■ Raw records:
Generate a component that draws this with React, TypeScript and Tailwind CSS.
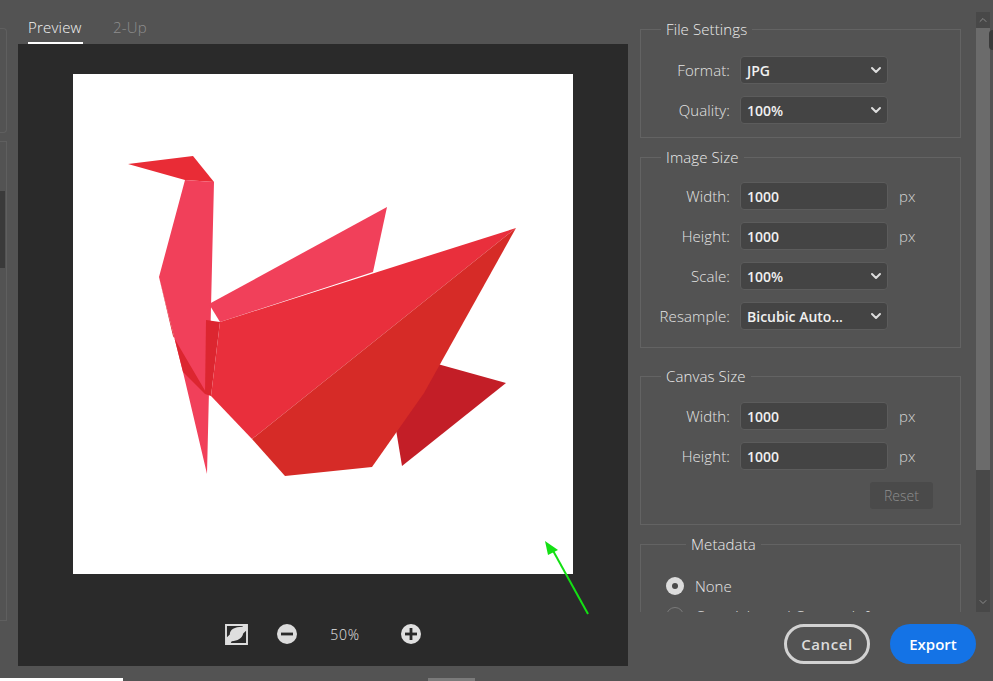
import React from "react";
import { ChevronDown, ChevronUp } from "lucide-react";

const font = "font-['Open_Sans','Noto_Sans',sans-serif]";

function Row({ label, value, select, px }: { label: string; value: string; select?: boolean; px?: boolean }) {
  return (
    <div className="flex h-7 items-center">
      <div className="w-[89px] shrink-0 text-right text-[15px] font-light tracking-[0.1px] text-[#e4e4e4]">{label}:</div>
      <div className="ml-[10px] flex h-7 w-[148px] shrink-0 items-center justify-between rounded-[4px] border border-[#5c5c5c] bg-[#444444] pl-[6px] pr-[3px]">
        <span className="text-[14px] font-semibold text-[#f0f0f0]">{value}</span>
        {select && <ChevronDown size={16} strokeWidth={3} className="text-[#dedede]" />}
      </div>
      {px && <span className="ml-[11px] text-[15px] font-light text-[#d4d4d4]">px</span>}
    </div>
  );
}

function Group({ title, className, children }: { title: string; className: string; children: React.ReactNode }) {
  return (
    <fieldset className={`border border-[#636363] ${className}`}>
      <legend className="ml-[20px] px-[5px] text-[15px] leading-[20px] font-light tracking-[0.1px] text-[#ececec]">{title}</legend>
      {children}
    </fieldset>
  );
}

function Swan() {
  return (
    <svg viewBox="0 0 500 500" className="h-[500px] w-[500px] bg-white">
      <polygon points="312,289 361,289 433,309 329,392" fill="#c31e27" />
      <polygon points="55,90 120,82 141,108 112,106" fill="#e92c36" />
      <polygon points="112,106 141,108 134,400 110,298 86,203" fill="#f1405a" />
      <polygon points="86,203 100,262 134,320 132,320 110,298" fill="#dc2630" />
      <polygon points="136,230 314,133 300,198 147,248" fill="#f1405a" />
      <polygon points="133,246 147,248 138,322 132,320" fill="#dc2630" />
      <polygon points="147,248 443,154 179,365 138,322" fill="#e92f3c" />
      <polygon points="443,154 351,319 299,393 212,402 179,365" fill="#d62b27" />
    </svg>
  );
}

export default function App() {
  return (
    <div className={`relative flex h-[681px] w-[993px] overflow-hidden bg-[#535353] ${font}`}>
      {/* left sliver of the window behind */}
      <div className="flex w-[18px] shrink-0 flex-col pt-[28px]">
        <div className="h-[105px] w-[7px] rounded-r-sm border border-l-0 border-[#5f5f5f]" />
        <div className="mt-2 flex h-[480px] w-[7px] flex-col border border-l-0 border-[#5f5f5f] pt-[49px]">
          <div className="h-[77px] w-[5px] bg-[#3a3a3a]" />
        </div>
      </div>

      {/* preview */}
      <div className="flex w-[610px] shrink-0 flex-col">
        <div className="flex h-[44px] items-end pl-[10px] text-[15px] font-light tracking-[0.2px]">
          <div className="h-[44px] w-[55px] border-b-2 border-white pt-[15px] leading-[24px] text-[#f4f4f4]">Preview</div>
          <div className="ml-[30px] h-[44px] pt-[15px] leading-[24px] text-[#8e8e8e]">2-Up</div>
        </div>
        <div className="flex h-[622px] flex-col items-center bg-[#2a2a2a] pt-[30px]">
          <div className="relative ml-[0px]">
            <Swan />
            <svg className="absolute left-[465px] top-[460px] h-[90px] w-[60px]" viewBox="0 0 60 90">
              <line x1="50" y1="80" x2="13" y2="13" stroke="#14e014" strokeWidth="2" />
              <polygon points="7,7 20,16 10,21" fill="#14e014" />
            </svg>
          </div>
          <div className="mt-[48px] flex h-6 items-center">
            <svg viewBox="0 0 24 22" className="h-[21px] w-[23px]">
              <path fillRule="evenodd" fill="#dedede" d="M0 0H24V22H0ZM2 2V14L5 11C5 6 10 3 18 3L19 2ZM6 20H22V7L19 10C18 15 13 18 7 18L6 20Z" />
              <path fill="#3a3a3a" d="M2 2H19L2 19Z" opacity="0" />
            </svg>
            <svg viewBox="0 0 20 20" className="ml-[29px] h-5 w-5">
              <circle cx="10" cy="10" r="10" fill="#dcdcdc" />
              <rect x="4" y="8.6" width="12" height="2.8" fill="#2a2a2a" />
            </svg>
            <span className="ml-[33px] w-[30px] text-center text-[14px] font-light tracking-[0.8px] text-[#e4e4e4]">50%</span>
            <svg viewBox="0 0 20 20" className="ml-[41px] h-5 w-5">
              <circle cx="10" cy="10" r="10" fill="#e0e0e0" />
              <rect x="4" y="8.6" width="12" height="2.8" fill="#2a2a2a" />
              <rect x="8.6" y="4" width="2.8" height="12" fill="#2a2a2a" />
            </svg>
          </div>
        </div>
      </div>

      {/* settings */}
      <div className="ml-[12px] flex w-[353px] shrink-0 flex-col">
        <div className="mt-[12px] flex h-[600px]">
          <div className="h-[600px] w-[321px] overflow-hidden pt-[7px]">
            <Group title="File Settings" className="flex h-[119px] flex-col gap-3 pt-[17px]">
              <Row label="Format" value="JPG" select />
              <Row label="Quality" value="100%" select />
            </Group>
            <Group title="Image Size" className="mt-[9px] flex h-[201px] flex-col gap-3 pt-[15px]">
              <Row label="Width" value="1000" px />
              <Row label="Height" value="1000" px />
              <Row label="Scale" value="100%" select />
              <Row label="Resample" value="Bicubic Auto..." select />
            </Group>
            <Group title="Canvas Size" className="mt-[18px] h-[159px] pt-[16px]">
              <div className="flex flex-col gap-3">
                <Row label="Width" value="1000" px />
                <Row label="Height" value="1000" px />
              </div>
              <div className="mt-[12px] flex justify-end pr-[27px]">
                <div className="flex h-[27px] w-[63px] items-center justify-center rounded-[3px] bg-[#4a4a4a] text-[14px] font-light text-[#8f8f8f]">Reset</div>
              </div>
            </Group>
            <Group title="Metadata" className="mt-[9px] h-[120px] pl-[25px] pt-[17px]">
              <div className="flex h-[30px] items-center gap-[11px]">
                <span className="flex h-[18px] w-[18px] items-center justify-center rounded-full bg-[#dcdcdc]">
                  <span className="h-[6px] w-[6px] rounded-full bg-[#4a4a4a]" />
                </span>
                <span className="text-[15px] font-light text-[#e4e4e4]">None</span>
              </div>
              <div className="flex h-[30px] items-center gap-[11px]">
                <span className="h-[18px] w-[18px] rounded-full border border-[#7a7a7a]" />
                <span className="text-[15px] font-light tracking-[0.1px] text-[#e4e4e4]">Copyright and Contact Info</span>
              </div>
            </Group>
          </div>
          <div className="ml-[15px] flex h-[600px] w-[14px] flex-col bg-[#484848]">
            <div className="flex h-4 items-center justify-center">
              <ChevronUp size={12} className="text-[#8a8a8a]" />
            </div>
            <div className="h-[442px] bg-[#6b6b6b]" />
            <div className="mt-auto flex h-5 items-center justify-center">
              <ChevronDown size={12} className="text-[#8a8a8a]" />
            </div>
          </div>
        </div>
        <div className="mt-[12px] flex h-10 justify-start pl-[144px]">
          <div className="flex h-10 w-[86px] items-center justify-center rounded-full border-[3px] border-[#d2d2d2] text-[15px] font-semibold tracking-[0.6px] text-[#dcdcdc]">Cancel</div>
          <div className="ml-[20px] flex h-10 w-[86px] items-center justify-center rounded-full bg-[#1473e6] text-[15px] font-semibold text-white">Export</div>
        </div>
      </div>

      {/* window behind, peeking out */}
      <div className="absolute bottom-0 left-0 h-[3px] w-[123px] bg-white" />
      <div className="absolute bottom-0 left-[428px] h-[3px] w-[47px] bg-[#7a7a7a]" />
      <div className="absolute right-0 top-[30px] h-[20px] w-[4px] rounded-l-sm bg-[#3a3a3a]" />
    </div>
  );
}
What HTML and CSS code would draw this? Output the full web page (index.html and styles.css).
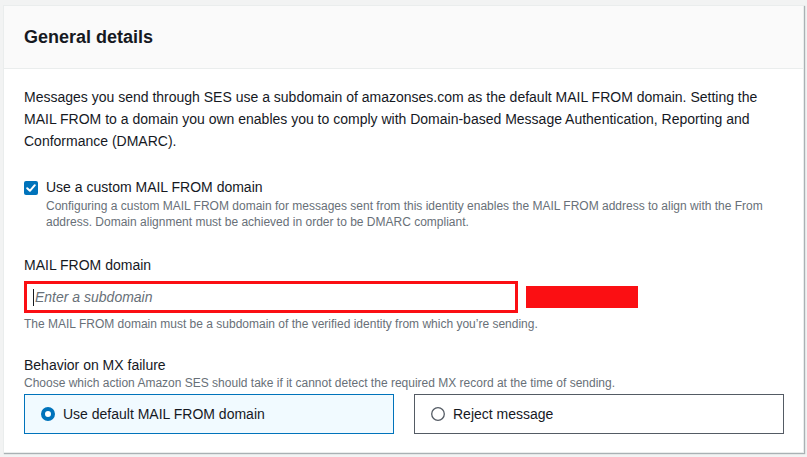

■ Aim of the exercise: Where a line above includes "this", copy that line.

■ Reply to the task:
Generate a component that draws this with React, TypeScript and Tailwind CSS.
What HTML and CSS code would draw this? Output the full web page (index.html and styles.css).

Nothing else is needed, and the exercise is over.